Gli
avvocati hanno affermato che: “I CIE sono dei luoghi di detenzione
a tutti gli effetti e privi di garanzie che sono proprie delle
carceri. Sebbene manchino le condizioni di sovraffollamento tipiche
degli istituti di pena e le stanze rimangano aperte, i reparti dove
vivono le persone trattenute sono chiusi a chiave e gli spazi
all'aperto loro riservati sono angusti. Inoltre, rispetto al carcere,
dove i detenuti sanno di cosa sono accusati e quanto dovranno
rimanere ristretti, all'interno dei CIE gli ospiti non sanno quando
usciranno; e li preoccupa constatare che dentro con loro ci sono
persone trattenute anche da un anno, in balia dell'incertezza ma
anche dell'ozio, visto che nella struttura non ci sono biblioteche,
né corsi di alfabetizzazione o attrezzature sportive.

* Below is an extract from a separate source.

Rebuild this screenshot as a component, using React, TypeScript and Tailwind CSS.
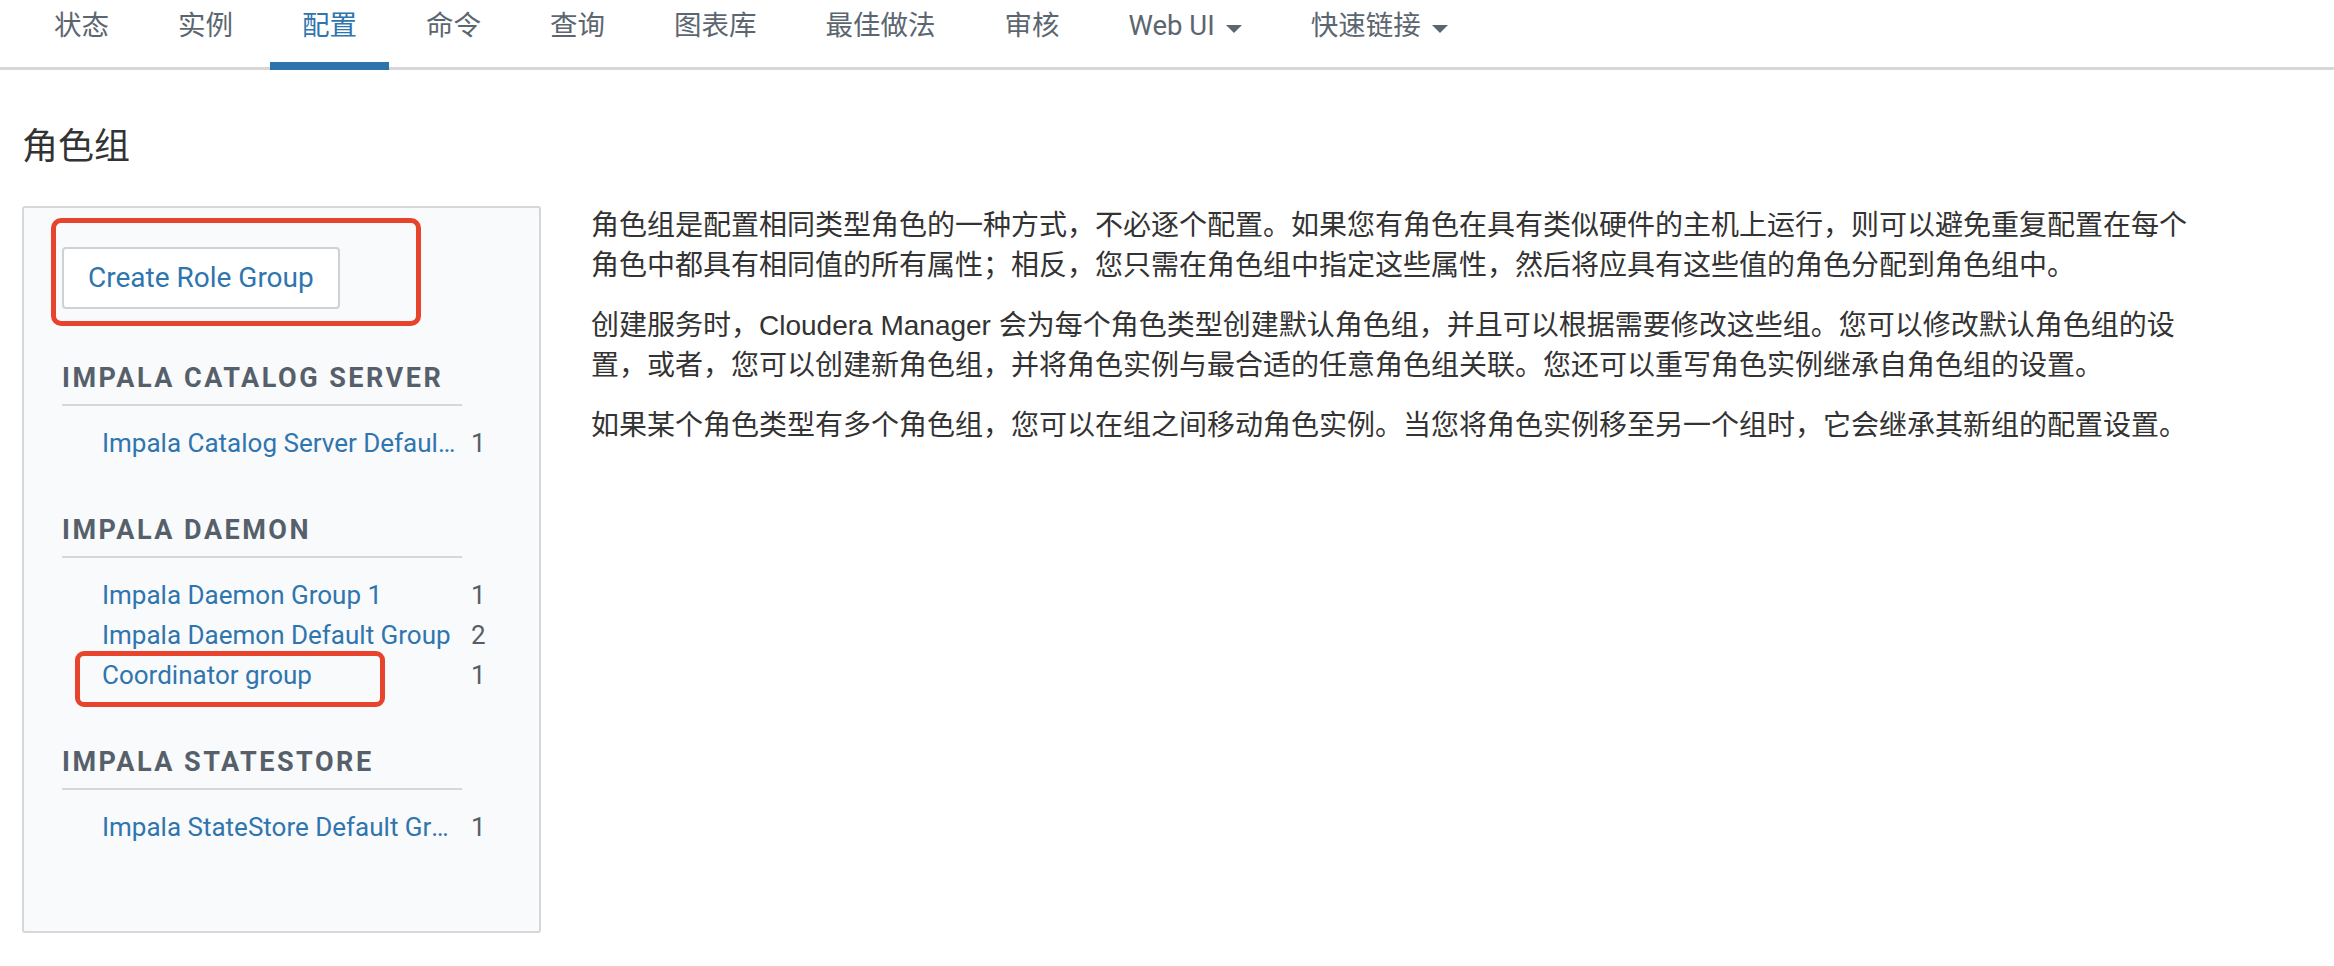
import React from "react";

const tabs = [
  { label: "状态" },
  { label: "实例" },
  { label: "配置", active: true },
  { label: "命令" },
  { label: "查询" },
  { label: "图表库" },
  { label: "最佳做法" },
  { label: "审核" },
  { label: "Web UI", caret: true },
  { label: "快速链接", caret: true },
];

const groups = [
  {
    title: "IMPALA CATALOG SERVER",
    items: [{ name: "Impala Catalog Server Default Group", count: 1 }],
  },
  {
    title: "IMPALA DAEMON",
    items: [
      { name: "Impala Daemon Group 1", count: 1 },
      { name: "Impala Daemon Default Group", count: 2 },
      { name: "Coordinator group", count: 1, marked: true },
    ],
  },
  {
    title: "IMPALA STATESTORE",
    items: [{ name: "Impala StateStore Default Group", count: 1 }],
  },
];

const font = "font-['Roboto','Noto_Sans_CJK_SC',sans-serif]";

export default function App() {
  return (
    <div className={`min-h-screen bg-white ${font}`}>
      {/* top tabs */}
      <nav className="flex h-[70px] gap-[5px] border-b-[3px] border-[#d7d7da] pl-[22px]">
        {tabs.map((t) => (
          <div
            key={t.label}
            className={`-mb-[3px] flex h-[70px] items-start px-[32px] pt-[6px] text-[27.5px] leading-[40px] ${
              t.active
                ? "border-b-[8px] border-[#2e74ac] text-[#2f75ae]"
                : "text-[#5c6670]"
            }`}
          >
            <span>{t.label}</span>
            {t.caret && (
              <span className="ml-[11px] mt-[19px] h-0 w-0 border-x-[8px] border-t-[8px] border-x-transparent border-t-[#5c6670]" />
            )}
          </div>
        ))}
      </nav>

      <div className="px-[22px]">
        <h2 className="mt-[57px] text-[36px] leading-[40px] text-[#333]">角色组</h2>

        <div className="mt-[39px] flex items-start">
          {/* role groups panel */}
          <aside className="relative h-[727px] w-[519px] shrink-0 rounded-[3px] border-2 border-[#d6d7da] bg-[#f9fafc] pl-[38px] pt-[39px]">
            <button className="h-[62px] rounded-[4px] border-2 border-[#cfd1d4] bg-white px-[24px] text-[28px] leading-[40px] text-[#2f75ae]">
              Create Role Group
            </button>
            <div className="pointer-events-none absolute left-[27px] top-[10px] h-[108px] w-[370px] rounded-[10px] border-[5px] border-[#e8432d]" />

            <div className="mt-[49px] flex w-[400px] flex-col gap-[47px]">
              {groups.map((g) => (
                <section key={g.title}>
                  <h3 className="border-b-[2px] border-[#d6d7da] pb-[6px] text-[27px] font-bold leading-[40px] tracking-[2.5px] text-[#56606a]">
                    {g.title}
                  </h3>
                  <ul className="mt-[17px]">
                    {g.items.map((it) => (
                      <li key={it.name} className="relative flex pl-[40px] text-[26px] leading-[40px]">
                        <span className="w-[357px] shrink-0 truncate text-[#2f75ae]">{it.name}</span>
                        <span className="ml-[12px] text-[#555e67]">{it.count}</span>
                        {it.marked && (
                          <div className="pointer-events-none absolute -top-[4px] left-[13px] h-[56px] w-[310px] rounded-[9px] border-[5px] border-[#e8432d]" />
                        )}
                      </li>
                    ))}
                  </ul>
                </section>
              ))}
            </div>
          </aside>

          {/* description */}
          <div className="ml-[50px] w-[1600px] shrink-0 font-['Liberation_Sans','Noto_Sans_CJK_SC',sans-serif] text-[28px] leading-[40px] text-[#333]">
            <p>
              角色组是配置相同类型角色的一种方式，不必逐个配置。如果您有角色在具有类似硬件的主机上运行，则可以避免重复配置在每个角色中都具有相同值的所有属性；相反，您只需在角色组中指定这些属性，然后将应具有这些值的角色分配到角色组中。
            </p>
            <p className="mt-[20px]">
              创建服务时，Cloudera Manager 会为每个角色类型创建默认角色组，并且可以根据需要修改这些组。您可以修改默认角色组的设置，或者，您可以创建新角色组，并将角色实例与最合适的任意角色组关联。您还可以重写角色实例继承自角色组的设置。
            </p>
            <p className="mt-[20px]">
              如果某个角色类型有多个角色组，您可以在组之间移动角色实例。当您将角色实例移至另一个组时，它会继承其新组的配置设置。
            </p>
          </div>
        </div>
      </div>
    </div>
  );
}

Ne deriva
un'atmosfera di spaesamento che si traduce in molteplici, quanto
generiche, domande di aiuto che il trattenuto rivolge al visitatore”.
“Se si
aggiungono”, hanno continuato gli avvocati, “ che per due terzi
si tratta di ex detenuti che sono passati direttamente dal carcere al
CIE, vedendosi così negare non solo la libertà che avevano atteso
contando i giorni, ma anche l'assistenza sanitaria di cui godevano in
carcere, allora si capisce come il tasso di afflizione di questi
centri sia addirittura maggiore del carcere. Nel CIE si rimane per lo
più in attesa di “identificazione” e, considerato che al 95% gli
ospiti sono stati ristretti in un carcere, quindi sono stati
certamente identificati da varie amministrazioni dello Stato, appare
evidente come la struttura non serva a risolvere, ma semmai
costituisca essa stessa un problema. Un problema che, peraltro, detto
per i duri di cuore, ha un notevole costo economico per le pubbliche
finanze”.
Il
Presidente della Camera Penale di Milano, l'avvocato Salvatore Scuto,
ha aggiunto: “Ai detenuti è assicurata l'assistenza sanitaria solo
per le cure urgenti, ma non hanno diritto ad altre prestazioni del
servizio sanitario nazionale. Quindi, quando si fanno male, vengono
portati al Pronto Soccorso per le prime cure, ma se dopo qualche
tempo, per un controllo, serve la risonanza magnetica, è un
problema”.
Infine:
le norme europee contemplano l'esistenza di questi centri e anche il
trattenimento delle persone fino a 18 mesi, ma come ricorda ancora
Scuto: “Solo come extrema ratio. Prima di arrivare a questo punto
devono essere messe in campo molte altre ipotesi, come ad esempio
l'obbligo di firma. Tra l'altro la gestione è molto complessa e
dispendiosa. Vengono impiegate molte risorse, ma il bilancio tra
benefici e costi è decisamente negativo”. Poi tutti hanno concluso
col dire: “Vogliamo accendere un faro...Noi chiediamo che si
affronti il problema in maniera più intelligente, senza arrivare a
una limitazione della libertà così pesante”.